LG G3 review: Dream catcher

GSMArena team, 06 June 2014.
Pages: 12345678910

Tags: LG, Android

Final words

The LG G3 has been a long time coming. Whether it's a genuine attempt by LG to take the extra time to make a great device, or if they simply wanted to be the first of the big boys to take the extra step in display tech (a difficult task that most other manufacturers saved for later this year), the G3 took its time getting here.

If you look at everything that LG did right with the G3 - the sharp display, the great camera to go with it that can also create 2160p content for that display, and a boatload of software extras - then the G3 may have been released at just the right time. After all, if you want to future proof your device by getting a next gen screen, where else could you look?

But LG's crosstown rival Samsung has been the top smartphone manufacturer for years. With the unprecedented success of their Galaxy series, every other Android manufacturers need to have competing devices with every new Samsung flagship release or risk falling by the wayside. As good as the G3 is, if 11 million buyers already opted for a Galaxy S5 during its first month of sales, you can assume that most of them won't be purchasing another premium smartphone anytime soon.

So, it's safe to assume that LG opted to delay the release of their S5 competitor in favor of winning the QHD arms race. But perhaps those aren't the only sacrifices that were made - the uninspiring benchmark performance saw the G3 fall behind other flagships, despite its robust Snapdragon 801 chipset. Part of this is merely a matter of optimizing the software to take full advantage of the hardware features, but the 1440p display also takes its toll.

Here's a list of our other key test findings for the LG G3:

  • The display is very crisp and with ultra-wide viewing angles, but not too great when it comes to contrast or sunlight legibility
  • The battery life is great, especially considering the high-res display
  • The audio output is spectacularly clean
  • The benchmark performance is below other top flagships
  • The still camera is one of the best around, and HDR makes it even better
  • The video camera does quite well although the 720p@120fps mode could use some improvement
  • The speaker loudness is good
  • Great codec support out of the box

The LG G3 is expected to retail for around 600, which is about 100 more than the Samsung Galaxy S5 currently. Obviously, you get a more robust screen and very capable camera with the G3, and LG's Android KitKat with Optimus overlay is arguably as good as Samsung's TouchWiz on KitKat. Hardware extras do slightly favor the S5, however, and the heart-rate sensor and IP67 could be enough to swing the vote of fitness and activity buffs.

Samsung Galaxy S5
Samsung Galaxy S5

If you want to match up the 1440p screen, your only real alternative is the Oppo Find 7. The phone also comes in at 5.5 inches, although at a significantly larger vertical of 152mm, and is also about 22 grams heavier. There is no IR-blaster or KitKat there, but otherwise the Find 7 matches the G3 across the board, and is slated to be released at around the same time.

Oppo Find 7
Oppo Find 7

The Xperia Z2 from Sony really impressed us at its debut at MWC this year, offering a very capable camera and top-notch performance from its Snapdragon 801 chipset. With the Z2 you'll obviously be giving up in the display department, but the device matches up in most areas (besides the IR-port), and even has a longer-lasting battery to boot. There's also IP58 dust and water resistance, but that comes at the price of the removable battery.

Sony Xperia Z2
Sony Xperia Z2

HTC's recent One M8 flagship offering is also in the 5-inch 1080p range, but comes in slightly heavier due to its aluminum unibody construction and it's just as tall as the G3. You'll be settling for a far inferior camera with the M8, too, although you will be getting stereo front-facing speakers. Picking between those two also depends on where you stand on HTC's KitKat build with Sense 6 overlay.

HTC One (M8)
HTC One (M8)

The LG G3 gives you plenty to get excited about. The 1440p screen resolution may not see much use at this time as there's simply not enough content out there yet, and could even be overkill on a display this small, but that's what people were saying about 1080p displays when they first debuted on the HTC Butterfly, and we all know how that turned out.

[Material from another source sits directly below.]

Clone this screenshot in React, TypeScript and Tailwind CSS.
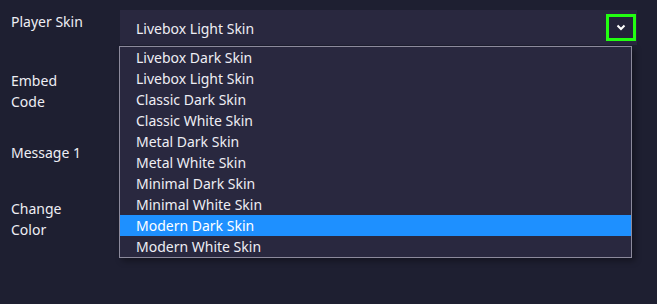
const skins = [
  "Livebox Dark Skin",
  "Livebox Light Skin",
  "Classic Dark Skin",
  "Classic White Skin",
  "Metal Dark Skin",
  "Metal White Skin",
  "Minimal Dark Skin",
  "Minimal White Skin",
  "Modern Dark Skin",
  "Modern White Skin",
];

export default function App() {
  const selected = "Modern Dark Skin";

  return (
    <div className="h-[304px] w-[657px] overflow-hidden bg-[#1e1f31] text-[14px] leading-[21px] text-[#eeeef4] [font-family:'Noto_Sans','Open_Sans',sans-serif]">
      <div className="flex pt-[10px]">
        <div className="flex w-[120px] shrink-0 flex-col pl-[11px]">
          <div className="h-[48px] pt-[1px]">Player Skin</div>
          <div className="h-[60px] pt-[12px]">
            Embed
            <br />
            Code
          </div>
          <div className="h-[52px] pt-[24px]">Message 1</div>
          <div className="pt-[28px]">
            Change
            <br />
            Color
          </div>
        </div>

        <div className="relative w-[517px]">
          <div className="flex h-[35px] w-[517px] items-center bg-[#29283f] pl-[16px] pr-[1px]">
            <span className="flex-1 pt-[2px]">Livebox Light Skin</span>
            <span className="flex h-[27px] w-[30px] items-center justify-center border-[3px] border-[#22ff11] bg-[#24243a]">
              <svg width="10" height="7" viewBox="0 0 10 7" fill="none">
                <path d="M1.5 1.5 5 5 8.5 1.5" stroke="#ffffff" strokeWidth="2" />
              </svg>
            </span>
          </div>

          <ul className="absolute left-[-1px] top-[36px] w-[513px] border border-[#8c8a9c] bg-[#29283f] shadow-[3px_3px_6px_rgba(0,0,0,0.35)]">
            {skins.map((s) => (
              <li
                key={s}
                className={`h-[21px] pl-[16px] ${s === selected ? "bg-[#1e90ff] text-white" : ""}`}
              >
                {s}
              </li>
            ))}
          </ul>
        </div>
      </div>
    </div>
  );
}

In an ideal outcome for the Korean company, the G3 will become the smartphone of choice for users looking to future-proof their next smartphone selection, and by throwing in a capable camera and an ample amount of software extras, it may turn out to be just that. But, as their Taiwanese counterparts HTC would be quick to point out, timing is half the battle when it comes to flagship releases, and we can only hope that the G3 isn't too late (or too early) to the party.

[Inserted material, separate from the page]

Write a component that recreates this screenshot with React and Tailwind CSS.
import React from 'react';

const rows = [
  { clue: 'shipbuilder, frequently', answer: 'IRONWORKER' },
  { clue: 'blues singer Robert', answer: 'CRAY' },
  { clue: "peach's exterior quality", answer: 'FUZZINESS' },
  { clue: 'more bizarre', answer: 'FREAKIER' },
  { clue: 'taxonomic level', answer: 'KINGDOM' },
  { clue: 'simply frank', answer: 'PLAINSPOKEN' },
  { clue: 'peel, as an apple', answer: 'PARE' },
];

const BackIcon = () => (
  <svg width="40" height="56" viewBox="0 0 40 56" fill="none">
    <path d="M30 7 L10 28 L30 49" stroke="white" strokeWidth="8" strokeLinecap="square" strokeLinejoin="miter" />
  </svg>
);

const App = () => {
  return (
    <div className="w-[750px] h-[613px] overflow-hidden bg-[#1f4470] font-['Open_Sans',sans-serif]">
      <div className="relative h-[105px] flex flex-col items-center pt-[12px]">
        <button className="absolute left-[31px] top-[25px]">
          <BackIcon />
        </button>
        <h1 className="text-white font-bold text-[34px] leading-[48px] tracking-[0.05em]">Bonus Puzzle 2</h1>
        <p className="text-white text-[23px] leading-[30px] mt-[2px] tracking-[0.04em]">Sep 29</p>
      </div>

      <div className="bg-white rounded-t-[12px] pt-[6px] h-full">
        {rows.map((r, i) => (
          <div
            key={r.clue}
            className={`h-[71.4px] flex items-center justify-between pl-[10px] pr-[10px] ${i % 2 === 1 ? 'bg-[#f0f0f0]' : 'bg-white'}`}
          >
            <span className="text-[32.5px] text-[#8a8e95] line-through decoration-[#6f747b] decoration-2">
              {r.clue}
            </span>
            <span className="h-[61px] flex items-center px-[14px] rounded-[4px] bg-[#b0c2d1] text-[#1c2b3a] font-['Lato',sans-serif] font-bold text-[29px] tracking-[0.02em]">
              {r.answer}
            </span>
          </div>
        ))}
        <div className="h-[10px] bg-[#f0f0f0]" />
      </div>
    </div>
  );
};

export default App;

Either way, the LG G3 enters with a bang. And another important aspect of timing is not to be underplayed either. It was about time LG got over a fixation on matching and beating Samsung at any rate. That's to say, if they had to choose between a fingerprint scanner in a waterproof body and a QHD screen - they made the right decision we think. A welcome emancipation, matched by beautiful design and advanced technology. Stuff flagships are made of.